Losing two loved ones within 4 months
I lost my father, Jose age 79 in April of this year and my sister,Estrellita age 54 this past Thursday. We all lived together.
Into everyone's life, if they live long enough, will come their fair share of pain and loss and grief. Loss happens to everyone. It is not selective of age, race, creed, color, size, education, economic and social status, religion, or beauty. It is a guarantee that comes with living.
It is part of life. Part of living is feeling joy as well as pain. It is through feeling pain that we learn to truly appreciate and embrace the joy in our lives.
Thus, into everyone's life will come joy and laughter and dancing.
It is because of our pain that we can appreciate and embrace the joy.
Divorce recovery teaches that when you get tired of being sick and tired, you will reach the point where you decide to do something about getting out of the bottomless pit that you have been in. With a divorce, there comes a time, after you have done the proper amount of grieving, when you have to quit wallowing in your pain and get up and get back to your life. You have to reach the point where you have grieved all that you can and must, and you start a new life. You have a forge forward with a new life without that previous partner.
The other person has done that, probably long before you did.
When you have reached this point, you will know it. You will be ready to move on.
With death, you will grieve for them, and you will mourn. It is the natural and right thing to do. Your grief process is as unique and as individual as you are. You will grieve in your own way, and you cannot expect everyone else to conform to your expectations of grief. Nor should anyone else presume to tell you how you should grieve or how long you should mourn or how you should feel. Eventually, you will come to realize that you have grieved long enough, and that you are alive, and that your deceased loved one would not want you to mourn forever. They are off this plane of life and have moved on to a much higher plane.

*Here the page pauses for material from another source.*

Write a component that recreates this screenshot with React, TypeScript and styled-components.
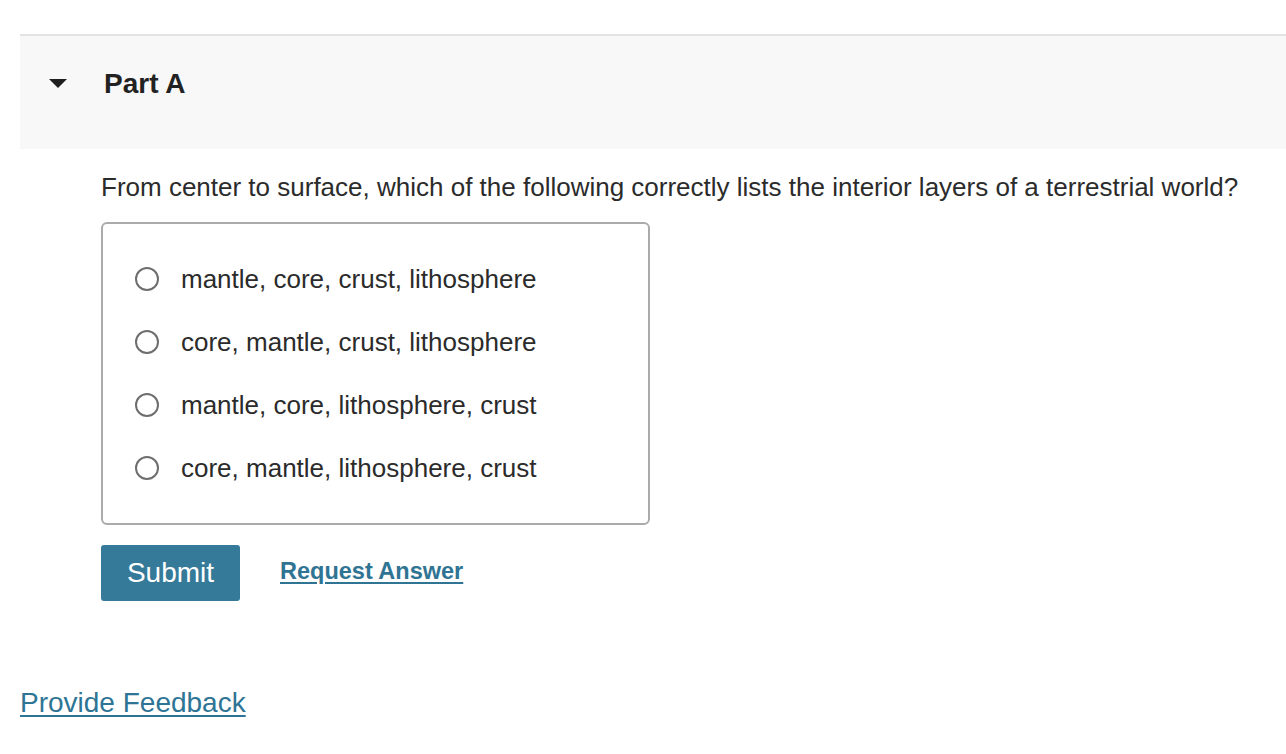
import React from "react";
import styled, { createGlobalStyle } from "styled-components";

const GlobalStyle = createGlobalStyle`
  body {
    margin: 0;
    background: #ffffff;
    font-family: "Liberation Sans", Arial, sans-serif;
    color: #222222;
  }
`;

const Page = styled.div`
  padding: 34px 0 0 20px;
`;

const PartHeader = styled.div`
  display: flex;
  align-items: center;
  height: 115px;
  box-sizing: border-box;
  padding-bottom: 18px;
  background: #f8f8f8;
  border-top: 2px solid #e3e3e3;
`;

const Caret = styled.span`
  width: 0;
  height: 0;
  margin: 0 37px 0 29px;
  border-left: 9px solid transparent;
  border-right: 9px solid transparent;
  border-top: 9px solid #1f1f1f;
`;

const PartTitle = styled.h2`
  margin: 0;
  font-size: 28px;
  font-weight: 700;
  color: #222222;
`;

const Body = styled.div`
  padding: 23px 0 0 81px;
`;

const Question = styled.p`
  margin: 0;
  font-size: 26px;
  line-height: 30px;
  color: #2b2b2b;
  white-space: nowrap;
`;

const Options = styled.div`
  display: flex;
  flex-direction: column;
  gap: 15px;
  width: 549px;
  box-sizing: border-box;
  margin-top: 20px;
  padding: 31px 0 31px 32px;
  border: 2px solid #ababab;
  border-radius: 6px;
`;

const Option = styled.label`
  display: flex;
  align-items: center;
  gap: 22px;
  height: 48px;
  font-size: 26px;
  color: #2b2b2b;
`;

const Radio = styled.span`
  width: 20px;
  height: 20px;
  border: 2px solid #6e6e6e;
  border-radius: 50%;
  background: #ffffff;
`;

const Actions = styled.div`
  display: flex;
  align-items: center;
  gap: 40px;
  margin-top: 20px;
`;

const SubmitButton = styled.button`
  width: 139px;
  height: 56px;
  border: none;
  border-radius: 3px;
  background: #367a99;
  color: #ffffff;
  font-family: "Liberation Sans", Arial, sans-serif;
  font-size: 28px;
`;

const RequestLink = styled.a`
  margin-bottom: 4px;
  color: #2f7493;
  font-size: 23.5px;
  font-weight: 700;
  text-decoration: underline;
  text-underline-offset: 3px;
`;

const Feedback = styled.a`
  display: inline-block;
  margin-top: 86px;
  color: #2e7595;
  font-size: 28px;
  text-decoration: underline;
  text-underline-offset: 3px;
`;

const answers = [
  "mantle, core, crust, lithosphere",
  "core, mantle, crust, lithosphere",
  "mantle, core, lithosphere, crust",
  "core, mantle, lithosphere, crust",
];

export default function App() {
  return (
    <>
      <GlobalStyle />
      <Page>
        <PartHeader>
          <Caret />
          <PartTitle>Part A</PartTitle>
        </PartHeader>
        <Body>
          <Question>
            From center to surface, which of the following correctly lists the interior layers of a terrestrial world?
          </Question>
          <Options>
            {answers.map((a) => (
              <Option key={a}>
                <Radio />
                {a}
              </Option>
            ))}
          </Options>
          <Actions>
            <SubmitButton>Submit</SubmitButton>
            <RequestLink href="#">Request Answer</RequestLink>
          </Actions>
        </Body>
        <Feedback href="#">Provide Feedback</Feedback>
      </Page>
    </>
  );
}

It is up to us to live our own lives until it is our time to go. Death is a natural part of the phases of life, the part of a plan that we are not always meant to understand but must accept. The great ones die as well as the common man. Nobody is immortal. No matter how hurt we are, or how hard it is at first to accept that we have lost our loved one, we have to somehow come to accept that it was that person's time to go in the grand scheme of things. We owe it to ourselves to move on by continuing our lives until it is our time to go. Nobody said it will be easy, but the time will come when we will let go and move on. We can and will find happiness and fulfillment if we do our grieving and then work hard to move on with our lives. It is up to us to fulfill our destiny.